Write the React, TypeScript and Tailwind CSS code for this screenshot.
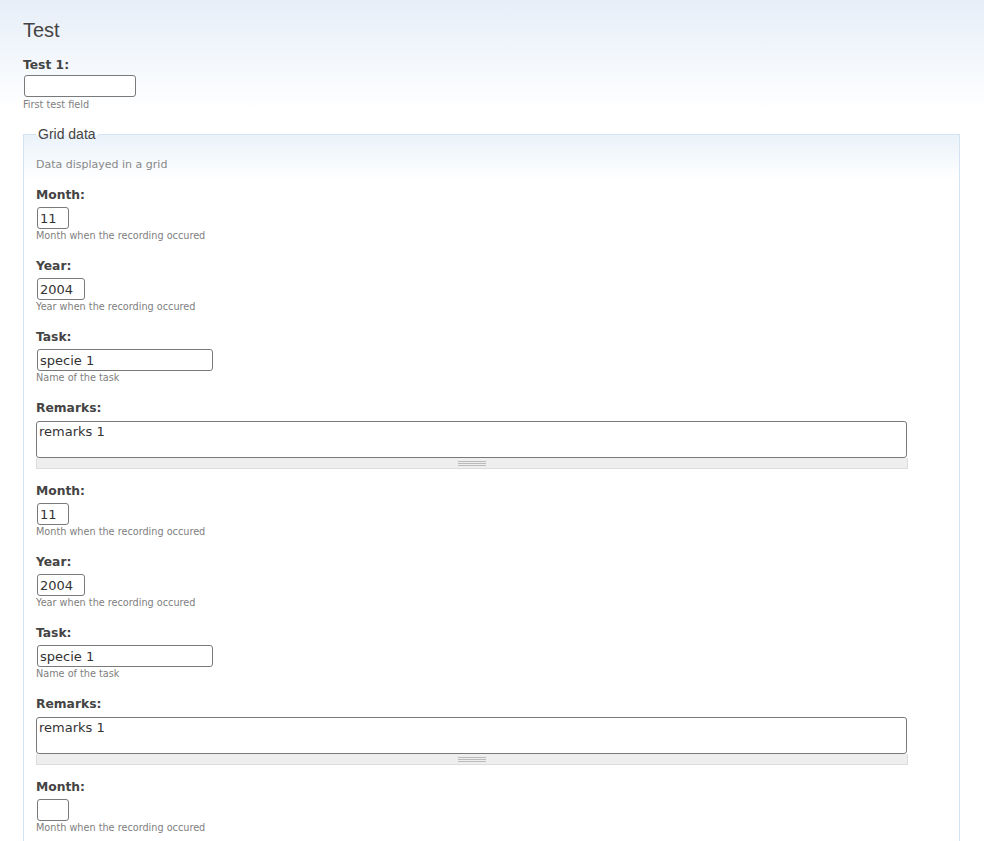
import React from 'react';

const sans = "font-['DejaVu_Sans',sans-serif]";

type FieldProps = {
  label: string;
  value?: string;
  width: string;
  description?: string;
  first?: boolean;
};

const TextField = ({ label, value = '', width, description, first }: FieldProps) => (
  <div className={first ? 'pt-[2px] mb-[15px]' : 'mb-[16px]'}>
    <label
      className={`block h-[16px] leading-[16px] text-[12.3px] font-bold text-[#444] ${first ? 'mb-[2px]' : 'mb-[4px]'} ${sans}`}
    >
      {label}
    </label>
    <input
      readOnly
      defaultValue={value}
      className={`block ml-px h-[22px] ${width} border border-[#7a7a7a] rounded-[3px] px-[2px] text-[13px] leading-[16px] text-[#333] bg-white outline-none ${sans}`}
    />
    {description && (
      <div className={`${first ? 'mt-[2px]' : 'mt-[1px]'} text-[9.7px] leading-[12px] text-[#808080] ${sans}`}>
        {description}
      </div>
    )}
  </div>
);

const RemarksField = ({ value = '' }: { value?: string }) => (
  <div className="mb-[14px]">
    <label className={`block h-[16px] leading-[16px] text-[12.3px] font-bold text-[#444] mb-[5px] ${sans}`}>
      Remarks:
    </label>
    <div className="w-[871px]">
      <textarea
        readOnly
        defaultValue={value}
        className={`block w-full h-[37px] resize-none border border-[#7a7a7a] rounded-[3px] p-[2px] text-[13px] leading-[16px] text-[#333] bg-white outline-none ${sans}`}
      />
      <div className="h-[11px] w-[872px] bg-[#eeeeee] border border-t-0 border-[#dddddd] flex flex-col items-center justify-center gap-[1px]">
        <div className="w-[28px] h-px bg-[#bbbbbb]" />
        <div className="w-[28px] h-px bg-[#bbbbbb]" />
        <div className="w-[28px] h-px bg-[#bbbbbb]" />
      </div>
    </div>
  </div>
);

const GridRow = ({ month, year, task, remarks }: { month: string; year: string; task: string; remarks: string }) => (
  <div>
    <TextField label="Month:" value={month} width="w-[32px]" description="Month when the recording occured" />
    <TextField label="Year:" value={year} width="w-[48px]" description="Year when the recording occured" />
    <TextField label="Task:" value={task} width="w-[176px]" description="Name of the task" />
    <RemarksField value={remarks} />
  </div>
);

export default function App() {
  return (
    <div className="min-h-screen bg-[linear-gradient(180deg,#e6eef8_0px,#ffffff_110px)] pt-[18px] pl-[23px] pr-[24px] pb-8">
      <h1 className="text-[20px] leading-[24px] text-[#444] font-normal mb-[13px] font-['Liberation_Sans',Arial,sans-serif]">
        Test
      </h1>

      <TextField label="Test 1:" width="w-[112px]" description="First test field" first />

      <fieldset className="border border-[#d3e3f3] bg-[linear-gradient(180deg,#eaf2fa_0px,#ffffff_45px)] px-[12px] pb-[12px]">
        <legend className="px-[2px] text-[14px] leading-[16px] text-[#444] font-['Liberation_Sans',Arial,sans-serif]">
          Grid data
        </legend>
        <div className={`pt-[16px] mb-[15px] text-[11px] leading-[14px] text-[#888] ${sans}`}>
          Data displayed in a grid
        </div>
        <GridRow month="11" year="2004" task="specie 1" remarks="remarks 1" />
        <GridRow month="11" year="2004" task="specie 1" remarks="remarks 1" />
        <GridRow month="" year="" task="" remarks="" />
      </fieldset>
    </div>
  );
}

-*-

» What to work on
Return every line above that contains the word "React".

» Solved exercise
Write the React, TypeScript and Tailwind CSS code for this screenshot.
import React from 'react';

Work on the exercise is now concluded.